Le sujet
1/ Souveraineté classique du sujet
■ Dans le langage commun, le terme "sujet" est d’un usage très divers : il désigne indifféremment le sujet d’un énoncé grammatical, celui d’une discussion, voire d’un tableau, mais on évoque aussi les "sujets" d’un despote en opposant leur infériorité à sa toute puissance, et même le sujet d’un examen. Le recours à l’étymologie (le mot vient en français du latin subjectum : ce qui est dessous) signale l’idée de quelque chose qui est toujours "dessous", l’équivalent d’un support ou d’une substance. Dans les textes philosophiques du Moyen Âge, le terme subjectum est déjà appliqué à n’importe quelle réalité, et pas seulement à l’être humain.
■ La philosophie "moderne" (celle qui commence à la fin de la Renaissance) a progressivement spécialisé l’usage du mot, en l’opposant notamment à la notion d’objet (littéralement : ce qui est placé devant), et en y supposant l’existence d’une âme ou, de manière moins religieuse, d’une "subjectivité" caractérisant chaque individu.
■ Etre sujet, c’est se considérer comme un être libre et responsable, capable de rendre compte, notamment par la connaissance, du monde et de soi-même.

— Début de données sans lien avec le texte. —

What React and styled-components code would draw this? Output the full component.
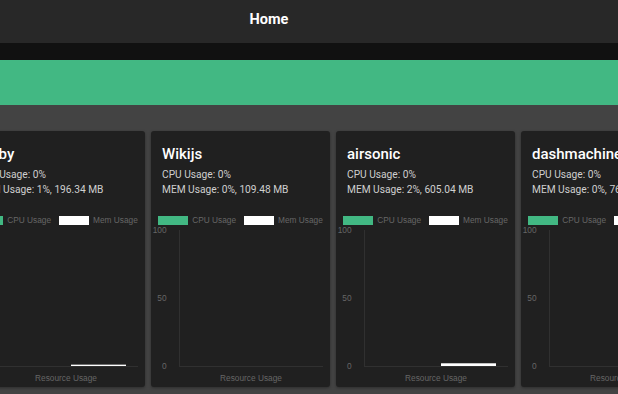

Le Cogito cartésien constitue sans doute la première affirmation forte d’une opposition de nature entre l’extériorité et un "je pense" présent en tout homme – dont l’existence est garantie par l’exercice de cette pensée, quelle qu’en soit la forme ou la validité.
■ L’autonomie de ce sujet se confirme chez Kant, qui comprend le "Je" comme capacité d’unifier toutes les représentations, mais surtout comme ensemble des lois universelles a priori de la pensée (sujet pur ou "transcendantal"). En régentant la connaissance, le sujet constitue ainsi la seule version du monde accessible à l’homme. Face au sujet et en dehors de lui, il n’y a que des objets inertes, ou d’autres sujets qui ont avec lui des points de ressemblance, même si on ne peut les confondre.